Authorized but Unissued Shares. Our authorized but unissued shares of Common Stock and Preferred Stock are available for future issuance without stockholder approval. These additional shares may be utilized for a variety of corporate purposes, including future public offerings to raise additional capital, corporate acquisitions and employee benefit plans. In addition, Preferred Stock could be issued with voting, liquidation, dividend and other rights superior to our Common Stock. The existence of authorized but unissued shares of Common Stock and Preferred Stock could render more difficult or discourage an attempt to obtain control of a majority of our Common Stock by means of a proxy contest, tender offer, merger or otherwise.
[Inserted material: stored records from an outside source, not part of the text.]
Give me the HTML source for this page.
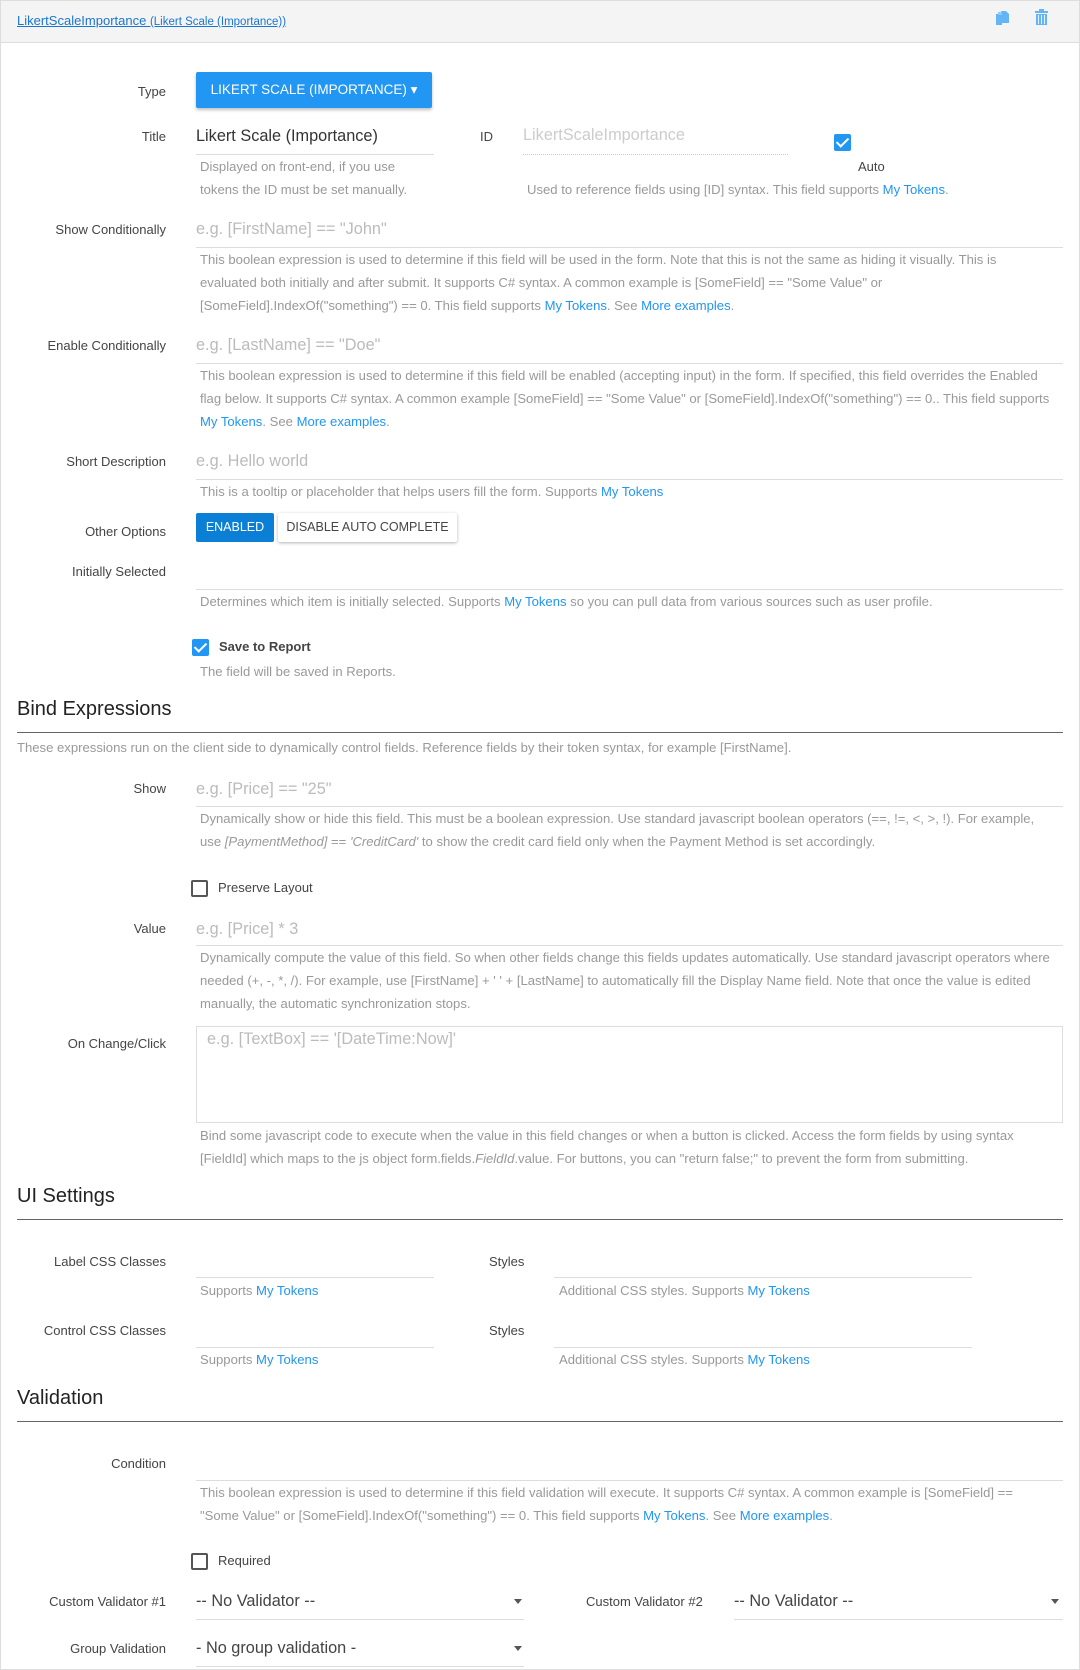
<!DOCTYPE html>
<html><head><meta charset="utf-8"><style>
*{box-sizing:border-box;margin:0;padding:0}
body{width:1080px;height:1670px;position:relative;background:#fff;font-family:"Liberation Sans",sans-serif;overflow:hidden;color:#333}
.a{position:absolute;white-space:nowrap}
.l{position:absolute;right:914px;font-size:13px;color:#444;line-height:16px;white-space:nowrap}
.u{position:absolute;height:1px;background:#ddd}
.p{position:absolute;font-size:16.3px;color:#bbb;line-height:20px;white-space:nowrap}
.h{position:absolute;left:200px;font-size:13.1px;color:#999;line-height:23px;white-space:nowrap}
.h a,.t{color:#2196f3;text-decoration:none}
.sec{position:absolute;left:17px;font-size:20px;color:#222;line-height:24px}
.rule{position:absolute;left:17px;width:1046px;height:1px;background:#666}
.cb{position:absolute;width:17px;height:17px;border:2px solid #555;border-radius:2px}
.cbon{position:absolute;width:17px;height:17px;background:#2196f3;border-radius:2px}
.cbon:after{content:"";position:absolute;left:5px;top:1px;width:5px;height:10px;border:solid #fff;border-width:0 2px 2px 0;transform:rotate(45deg)}
.arr{position:absolute;width:0;height:0;border-left:4px solid transparent;border-right:4px solid transparent;border-top:5px solid #555}
</style></head><body>
<div class="a" style="left:0;top:0;width:1080px;height:1670px;border:1px solid #ddd;border-top:none"></div>
<div class="a" style="left:0;top:0;width:1080px;height:43px;background:#f4f4f4;border:1px solid #ddd"></div>
<div class="a" style="left:17px;top:13px;font-size:13px;color:#1976d2;text-decoration:underline">LikertScaleImportance <span style="font-size:11.5px">(Likert Scale (Importance))</span></div>
<svg class="a" style="left:995px;top:10px" width="14" height="16" viewBox="0 0 14 16"><path d="M1 4h6v11H1z" fill="#64b5f6"/><path d="M6 1h5l3 3v9H6z" fill="#64b5f6"/><path d="M3 2h4v3H3z" fill="#90caf9"/></svg>
<svg class="a" style="left:1035px;top:9px" width="13" height="16" viewBox="0 0 13 16"><path d="M0 2h13v2H0zM4 0h5v2H4zM1 5h11v11H1z" fill="#64b5f6"/><path d="M3.5 6v9M6.5 6v9M9.5 6v9" stroke="#e3f2fd" stroke-width="1"/></svg>

<div class="l" style="top:84px">Type</div>
<div class="a" style="left:196px;top:72px;width:236px;height:36px;background:#2196f3;border-radius:2px;box-shadow:0 2px 3px rgba(0,0,0,.25);color:#fff;font-size:13.5px;line-height:36px;text-align:center">LIKERT SCALE (IMPORTANCE) ▾</div>

<div class="l" style="top:129px">Title</div>
<div class="p" style="left:196px;top:126px;color:#333">Likert Scale (Importance)</div>
<div class="u" style="left:196px;top:154px;width:238px"></div>
<div class="h" style="top:155px">Displayed on front-end, if you use<br>tokens the ID must be set manually.</div>
<div class="a" style="left:480px;top:129px;font-size:13px;color:#444">ID</div>
<div class="p" style="left:523px;top:125px;color:#ccc">LikertScaleImportance</div>
<div class="u" style="left:523px;top:154px;width:265px;background:none;border-top:1px dotted #ccc"></div>
<div class="cbon" style="left:834px;top:134px"></div>
<div class="a" style="left:858px;top:159px;font-size:13px;color:#444">Auto</div>
<div class="h" style="left:527px;top:178px">Used to reference fields using [ID] syntax. This field supports <a>My Tokens</a>.</div>

<div class="l" style="top:222px">Show Conditionally</div>
<div class="p" style="left:196px;top:219px">e.g. [FirstName] == "John"</div>
<div class="u" style="left:196px;top:247px;width:867px"></div>
<div class="h" style="top:248px">This boolean expression is used to determine if this field will be used in the form. Note that this is not the same as hiding it visually. This is<br>evaluated both initially and after submit. It supports C# syntax. A common example is [SomeField] == "Some Value" or<br>[SomeField].IndexOf("something") == 0. This field supports <a>My Tokens</a>. See <a>More examples</a>.</div>

<div class="l" style="top:338px">Enable Conditionally</div>
<div class="p" style="left:196px;top:335px">e.g. [LastName] == "Doe"</div>
<div class="u" style="left:196px;top:363px;width:867px"></div>
<div class="h" style="top:364px">This boolean expression is used to determine if this field will be enabled (accepting input) in the form. If specified, this field overrides the Enabled<br>flag below. It supports C# syntax. A common example [SomeField] == "Some Value" or [SomeField].IndexOf("something") == 0.. This field supports<br><a>My Tokens</a>. See <a>More examples</a>.</div>

<div class="l" style="top:454px">Short Description</div>
<div class="p" style="left:196px;top:451px">e.g. Hello world</div>
<div class="u" style="left:196px;top:479px;width:867px"></div>
<div class="h" style="top:480px">This is a tooltip or placeholder that helps users fill the form. Supports <a>My Tokens</a></div>

<div class="l" style="top:524px">Other Options</div>
<div class="a" style="left:196px;top:513px;width:78px;height:29px;background:#0b7fd6;border-radius:2px;color:#fff;font-size:12.5px;line-height:29px;text-align:center">ENABLED</div>
<div class="a" style="left:278px;top:513px;width:179px;height:29px;background:#fff;border-radius:2px;box-shadow:0 1px 3px rgba(0,0,0,.3);color:#444;font-size:12.5px;line-height:29px;text-align:center">DISABLE AUTO COMPLETE</div>

<div class="l" style="top:564px">Initially Selected</div>
<div class="u" style="left:196px;top:589px;width:867px"></div>
<div class="h" style="top:590px">Determines which item is initially selected. Supports <a>My Tokens</a> so you can pull data from various sources such as user profile.</div>

<div class="cbon" style="left:192px;top:639px"></div>
<div class="a" style="left:219px;top:639px;font-size:13px;color:#444;font-weight:bold;line-height:16px">Save to Report</div>
<div class="h" style="left:200px;top:660px">The field will be saved in Reports.</div>

<div class="sec" style="top:697px">Bind Expressions</div>
<div class="rule" style="top:732px"></div>
<div class="a" style="left:17px;top:740px;font-size:13.1px;color:#999">These expressions run on the client side to dynamically control fields. Reference fields by their token syntax, for example [FirstName].</div>

<div class="l" style="top:781px">Show</div>
<div class="p" style="left:196px;top:779px">e.g. [Price] == "25"</div>
<div class="u" style="left:196px;top:806px;width:867px"></div>
<div class="h" style="top:807px">Dynamically show or hide this field. This must be a boolean expression. Use standard javascript boolean operators (==, !=, &lt;, &gt;, !). For example,<br>use <i>[PaymentMethod]</i> == <i>'CreditCard'</i> to show the credit card field only when the Payment Method is set accordingly.</div>

<div class="cb" style="left:191px;top:880px"></div>
<div class="a" style="left:218px;top:880px;font-size:13px;color:#444;line-height:16px">Preserve Layout</div>

<div class="l" style="top:921px">Value</div>
<div class="p" style="left:196px;top:919px">e.g. [Price] * 3</div>
<div class="u" style="left:196px;top:945px;width:867px"></div>
<div class="h" style="top:946px">Dynamically compute the value of this field. So when other fields change this fields updates automatically. Use standard javascript operators where<br>needed (+, -, *, /). For example, use [FirstName] + ' ' + [LastName] to automatically fill the Display Name field. Note that once the value is edited<br>manually, the automatic synchronization stops.</div>

<div class="l" style="top:1036px">On Change/Click</div>
<div class="a" style="left:196px;top:1026px;width:867px;height:97px;border:1px solid #ddd"></div>
<div class="p" style="left:207px;top:1029px">e.g. [TextBox] == '[DateTime:Now]'</div>
<div class="h" style="top:1124px">Bind some javascript code to execute when the value in this field changes or when a button is clicked. Access the form fields by using syntax<br>[FieldId] which maps to the js object form.fields.<i>FieldId</i>.value. For buttons, you can "return false;" to prevent the form from submitting.</div>

<div class="sec" style="top:1184px">UI Settings</div>
<div class="rule" style="top:1219px"></div>

<div class="l" style="top:1254px">Label CSS Classes</div>
<div class="u" style="left:196px;top:1277px;width:238px"></div>
<div class="h" style="top:1279px">Supports <a>My Tokens</a></div>
<div class="a" style="left:489px;top:1254px;font-size:13px;color:#444">Styles</div>
<div class="u" style="left:554px;top:1277px;width:418px"></div>
<div class="h" style="left:559px;top:1279px">Additional CSS styles. Supports <a>My Tokens</a></div>

<div class="l" style="top:1323px">Control CSS Classes</div>
<div class="u" style="left:196px;top:1347px;width:238px"></div>
<div class="h" style="top:1348px">Supports <a>My Tokens</a></div>
<div class="a" style="left:489px;top:1323px;font-size:13px;color:#444">Styles</div>
<div class="u" style="left:554px;top:1347px;width:418px"></div>
<div class="h" style="left:559px;top:1348px">Additional CSS styles. Supports <a>My Tokens</a></div>

<div class="sec" style="top:1386px">Validation</div>
<div class="rule" style="top:1421px"></div>

<div class="l" style="top:1456px">Condition</div>
<div class="u" style="left:196px;top:1480px;width:867px"></div>
<div class="h" style="top:1481px">This boolean expression is used to determine if this field validation will execute. It supports C# syntax. A common example is [SomeField] ==<br>"Some Value" or [SomeField].IndexOf("something") == 0. This field supports <a>My Tokens</a>. See <a>More examples</a>.</div>

<div class="cb" style="left:191px;top:1553px"></div>
<div class="a" style="left:218px;top:1553px;font-size:13px;color:#444;line-height:16px">Required</div>

<div class="l" style="top:1594px">Custom Validator #1</div>
<div class="p" style="left:196px;top:1591px;color:#444">-- No Validator --</div>
<div class="arr" style="left:514px;top:1599px"></div>
<div class="u" style="left:196px;top:1619px;width:328px"></div>
<div class="a" style="left:586px;top:1594px;font-size:13px;color:#444;line-height:16px">Custom Validator #2</div>
<div class="p" style="left:734px;top:1591px;color:#444">-- No Validator --</div>
<div class="arr" style="left:1051px;top:1599px"></div>
<div class="u" style="left:734px;top:1619px;width:329px"></div>

<div class="l" style="top:1641px">Group Validation</div>
<div class="p" style="left:196px;top:1638px;color:#444">- No group validation -</div>
<div class="arr" style="left:514px;top:1646px"></div>
<div class="u" style="left:196px;top:1666px;width:328px"></div>
</body></html>
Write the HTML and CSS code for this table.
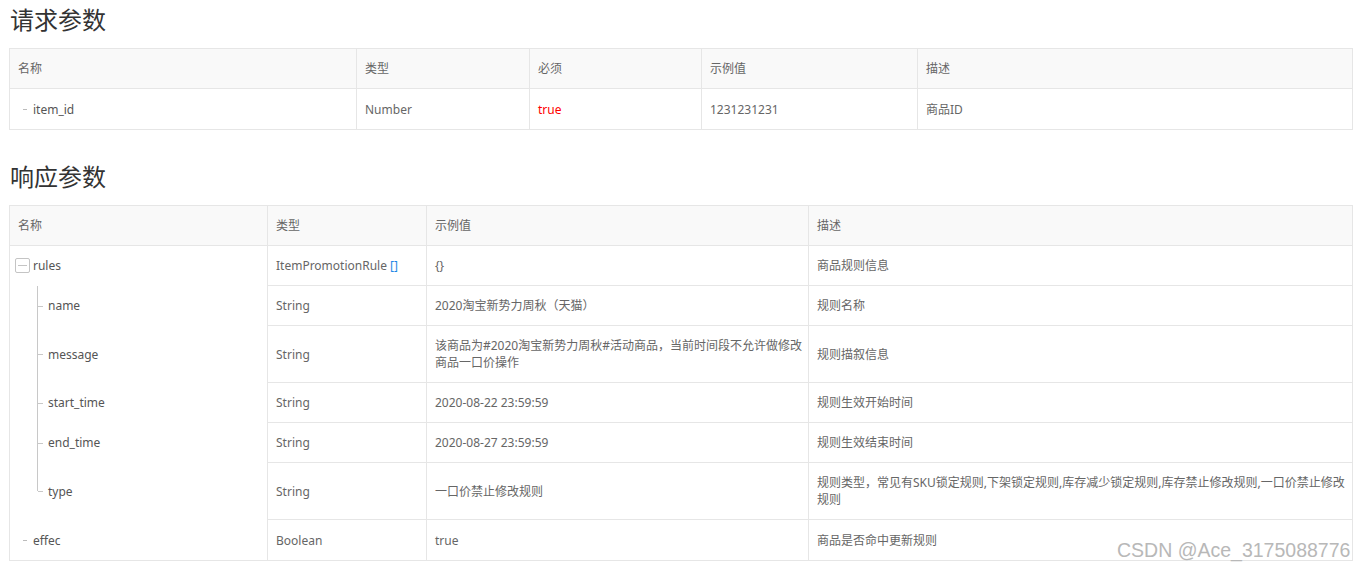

Business Combinations with Interested Stockholders. We have elected in the Certificate of Incorporation not to be subject to Section 203 of the DGCL, an anti-takeover law. In general, Section 203 prohibits a publicly held Delaware corporation from engaging in a business combination, such as a merger, with a person or group owning 15% or more of the corporation’s voting stock for a period of three years following the date the person became an interested stockholder, unless (with certain exceptions) the business combination or the transaction in which the person became an interested stockholder is approved in a prescribed manner. Accordingly, we are not subject to any anti-takeover effects of Section 203. However, the Certificate of Incorporation contains provisions that have the same effect as Section 203, except that they provide that certain of our stockholders shall not deemed to be an “interested stockholder,” regardless of the percentage of our voting stock owned by such stockholders and accordingly such stockholders not subject to such restrictions.
Transfer Agent and Registrar
The transfer agent and registrar for our common stock is American Stock Transfer & Trust Company, LLC. The transfer agent’s address is 6201 15th Avenue, Brooklyn, New York 11219.
The shares of our common stock are listed on the NASDAQ Global Select Market under the symbol “PFMT.”